Link to the book here: http://www.amazon.com/Savage-Beauty-Life-Vincent-Millay/dp/039457589X
I always like to read but I’m sure I’m not alone in that I read a bit less during the summer months when the weather is beautiful and I’m more likely to spend time outdoors. Still, I have been reading so I owe you some reviews, which I will try to catch-up on in the next couple of days.
Three Cups of Tea has become incredibly famous and widely-read so I won’t bother with too much background. It’s a book about one man’s (Greg Mortenson) efforts to build schools throughout rural Pakistan and eventually Afghanistan. Mortenson was an avid mountain climber, which is how he ended up in rural Pakistan in the first place (trying to climb K2) so the book is packed with references to climbers and the climber lifestyle. This is obviously a timely book that is well-written with a lot of powerful images of the poverty and lifestyle of Pakistan’s rural mountain people. It’s also entertaining and enlightening but it is obviously by no means an impartial look at Mortenson’s work and his Central Asia Institute (CAI). It’s basically a promotional pamphlet for CAI turned into a book and it should be read as such.

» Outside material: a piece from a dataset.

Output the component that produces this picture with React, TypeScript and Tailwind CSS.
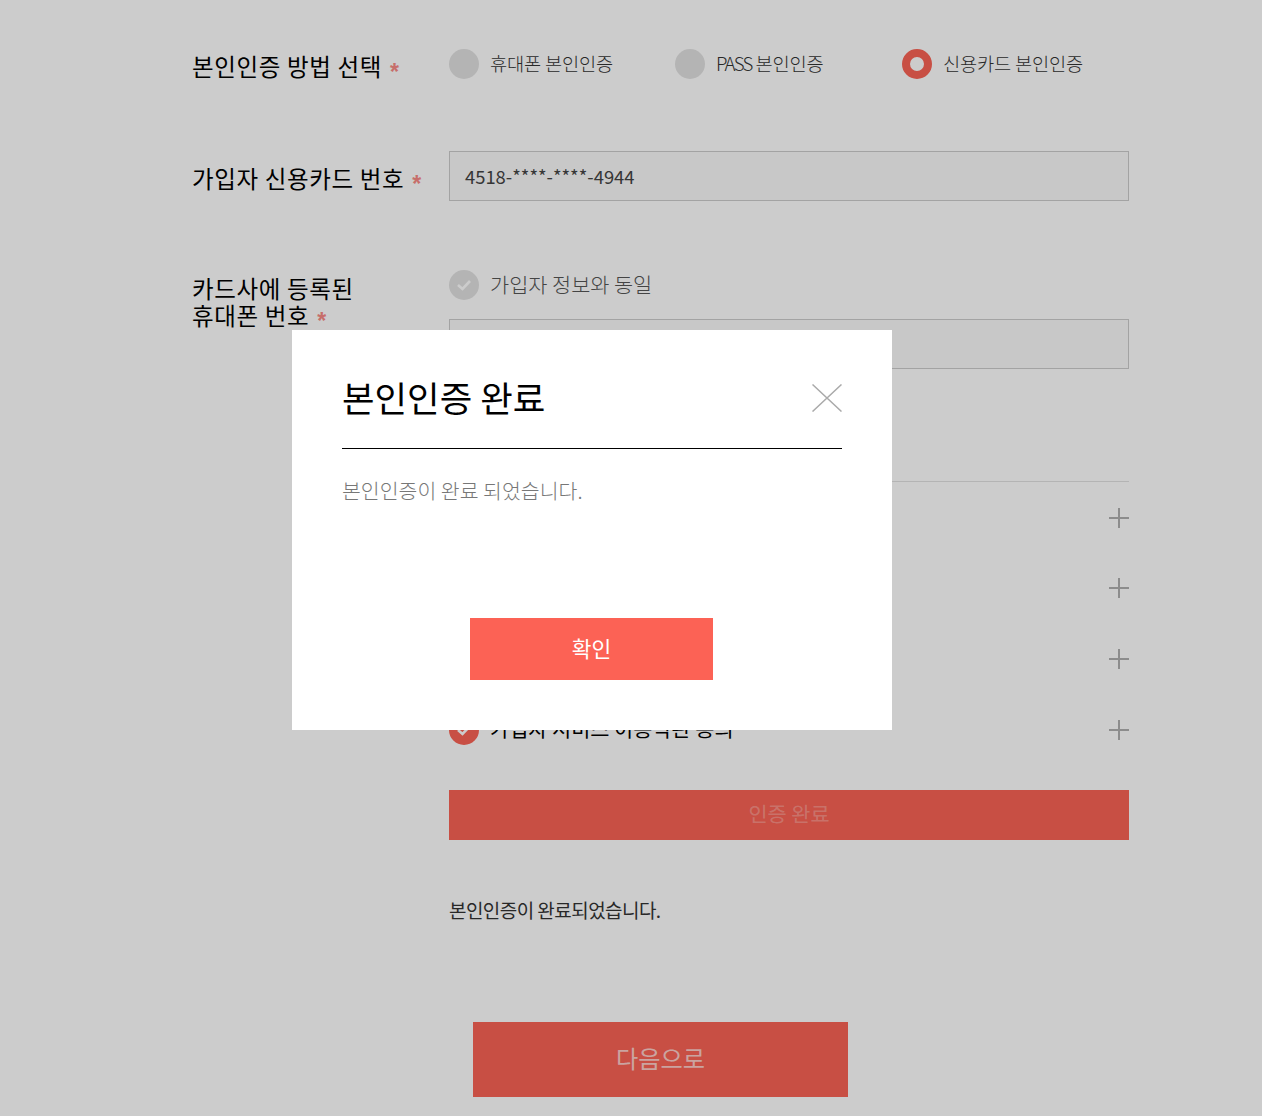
const FONT = "font-['Noto_Sans_CJK_KR','Liberation_Sans',sans-serif]";

function Star() {
  return (
    <span className="ml-[8px] inline-block h-[10px] w-[11px] align-[-4px] font-['Liberation_Sans',sans-serif] text-[23px] leading-[18px] font-bold text-[#f98a85]">
      *
    </span>
  );
}

function Radio({ label, prefix, active, width }: { label: string; prefix?: string; active?: boolean; width: string }) {
  return (
    <label className={`flex items-center gap-[11px] ${width}`}>
      {active ? (
        <span className="h-[30px] w-[30px] rounded-full border-[8px] border-[#fb6355] bg-white" />
      ) : (
        <span className="h-[30px] w-[30px] rounded-full bg-[#e2e2e2]" />
      )}
      <span className="mt-[-2px] text-[18.7px] leading-none font-light tracking-[-0.2px] text-[#333]">
        {prefix && <span className="tracking-[-1.8px]">{prefix}</span>} {label}
      </span>
    </label>
  );
}

function Check({ on }: { on?: boolean }) {
  return (
    <span className={`flex h-[30px] w-[30px] items-center justify-center rounded-full ${on ? "bg-[#fb6355]" : "bg-[#e2e2e2]"}`}>
      <svg width="16" height="12" viewBox="0 0 16 12" fill="none">
        <path d="M2 6l4.5 4L14 2" stroke="#fff" strokeWidth="2.6" />
      </svg>
    </span>
  );
}

function Plus() {
  return (
    <svg width="20" height="20" viewBox="0 0 20 20" className="text-[#b0b0b0]">
      <path d="M0 10h20M10 0v20" stroke="currentColor" strokeWidth="2" />
    </svg>
  );
}

const terms = ["개인정보 수집 및 이용 동의", "고유식별정보 처리 동의", "통신사 이용약관 동의", "가입자 서비스 이용약관 동의"];

export default function App() {
  return (
    <div className={`relative h-[1116px] w-full overflow-hidden bg-white text-black ${FONT}`}>
      <div className="ml-[192px] w-[937px]">
        <section className="flex h-[151px] items-start pt-[49px]">
          <h3 className="w-[257px] pt-[4px] text-[23.5px] leading-[27px] tracking-[0.65px]">
            본인인증 방법 선택
            <Star />
          </h3>
          <div className="flex">
            <Radio label="휴대폰 본인인증" width="w-[226px]" />
            <Radio prefix="PASS" label="본인인증" width="w-[227px]" />
            <Radio label="신용카드 본인인증" active width="w-[227px]" />
          </div>
        </section>

        <section className="flex h-[119px]">
          <h3 className="w-[257px] pt-[14px] text-[23.5px] leading-[27px] tracking-[0.65px]">
            가입자 신용카드 번호
            <Star />
          </h3>
          <div className="flex h-[50px] w-[680px] items-center border border-[#ccc] bg-[#fafafa] pt-[2px] pl-[15px] text-[18.4px] text-[#444]">
            4518-****-****-4944
          </div>
        </section>

        <section className="flex">
          <h3 className="w-[257px] pt-[5px] text-[23.5px] leading-[27px] tracking-[0.65px]">
            카드사에 등록된
            <br />
            휴대폰 번호
            <Star />
          </h3>
          <div className="w-[680px]">
            <div className="flex items-center gap-[11px]">
              <Check />
              <span className="mt-[-2px] text-[20.8px] leading-none font-light text-[#555]">가입자 정보와 동일</span>
            </div>
            <div className="mt-[19px] h-[50px] border border-[#ccc] bg-[#fafafa]" />
            <div className="mt-[112px] border-t border-[#e2e2e2] pt-[21px]">
              <ul className="flex flex-col gap-[40px]">
                {terms.map((t) => (
                  <li key={t} className="flex h-[30px] items-center justify-between [&:nth-child(n+3)]:mt-[1px]">
                    <span className="flex items-center gap-[11px]">
                      <Check on />
                      <span className="mt-[-3px] text-[20.8px] leading-none">{t}</span>
                    </span>
                    <Plus />
                  </li>
                ))}
              </ul>
              <div className="mt-[45px] flex h-[50px] items-center justify-center bg-[#fb6355] pb-[3px] text-[20.8px] text-[#ffffff]/30">
                인증 완료
              </div>
              <p className="mt-[57px] text-[19px] leading-[26px] tracking-[-0.55px] text-[#333]">본인인증이 완료되었습니다.</p>
            </div>
          </div>
        </section>

        <div className="mt-[99px] ml-[281px] flex h-[75px] w-[375px] items-center justify-center bg-[#fb6355] pb-[2px] text-[24.2px] text-white/70">
          다음으로
        </div>
      </div>

      {/* 딤 처리 + 완료 팝업 */}
      <div className="absolute inset-0 bg-black/20" />
      <div className="absolute top-[330px] left-[292px] flex h-[400px] w-[600px] flex-col bg-white px-[50px]">
        <div className="flex h-[119px] items-center justify-between border-b border-black pt-[36px] pb-[20px]">
          <h2 className="text-[35.4px] leading-none">본인인증 완료</h2>
          <svg width="30" height="28" viewBox="0 0 30 28" fill="none" className="mt-[2px]">
            <path d="M0.5 0.5l29 27M29.5 0.5l-29 27" stroke="#aaa" strokeWidth="1.5" />
          </svg>
        </div>
        <p className="mt-[27px] text-[20.5px] leading-[28px] font-light text-[#777]">본인인증이 완료 되었습니다.</p>
        <button type="button" className="mt-[114px] ml-[128px] h-[62px] w-[243px] bg-[#fc6255] pb-[2px] text-[21.5px] text-white">
          확인
        </button>
      </div>
    </div>
  );
}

I wanted to like this book and its author, Giulia Melucci, because she was self aware enough to write this book and to honestly reflect on her failed relationships but I had a hard time. This book is Melucci’s story of her adult dating life from approximately aged 22 to 40 with recipes she cooked during relationships and at transformational moments sprinkled throughout. Truthfully, the recipes (almost all of which looked so good I stopped dog earring pages because I realized I was marking every page) were the best part of this book. It was difficult to read through Melucci’s failed lover affairs precisely because she is self-aware enough to chronicle all of her doubts and hesitations, almost all of which surfaced almost immediately into relationships, some of which she ended up carrying on for years. She is someone who clearly wants love and a family but who gets in her own way so much through the choices she makes and the way she approaches dating that it is hearbreaking and because she knows precisely what she’s doing, it is difficult reading. But since this book probably has more recipes that I’d love to make than most of my cookbooks, I recommend it and think it is actually worth owning.

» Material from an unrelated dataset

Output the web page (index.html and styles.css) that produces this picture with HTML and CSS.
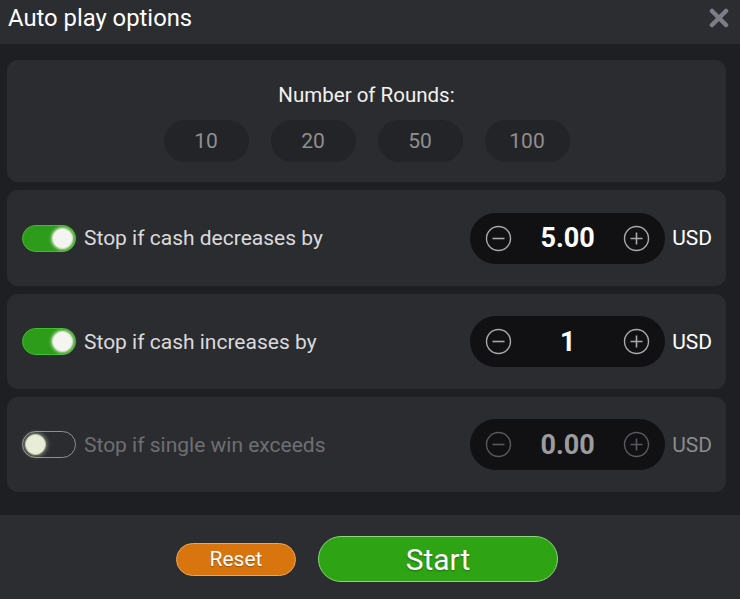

British writer Peter Mayle’s books chronicling his relocation to and life in Provence, France have become one of the most widely read travel books around. A Year in Provence (1991) is about Mayle’s first year living in Provence with his wife and their quest to restore an 18th century farmhouse at the base of the Luberon mountains. I read somewhere that when it was first published, the publisher agreed to print 3,000 copies and promised to give Mayle a discount to buy them to give as Christmas gifts. The first printing sold out within a few weeks and this book as well as his subsequent chronicles of Provencal life have now sold several million copies worldwide. No matter how many books are written on the topic and how trite the idea becomes of relocating to an idyllic southern European country with a slower paced lifestyle and fresh local food, this type of travel book will always find an audience because we’ve all bought into the myth (or at least those of us in big cities glued to our laptops). We use to have the American Dream- we now have the Provencal or Tuscan dream. But I digress. This book is good not just because it sells an idea whose time has come but because the story is told with just the right amount of that wry wit Brit writers are able to convey with facility. Mayle manages to poke fun at French culture and stodgy traditions while good naturedly maintaining a clear veneer of admiration for his subject. His books are immensely entertaining and even more so if you’re a fan of French food (truffles, tarts, wine and various innards make several appearances). I have read all of his books on Provence (Toujours Provence, Encore Provence and Provence A to Z) and have enjoyed all of them mostly because Mayle is a great writer who manages to hold your attention and capture your imagination even while he tells you how much better his life is than yours.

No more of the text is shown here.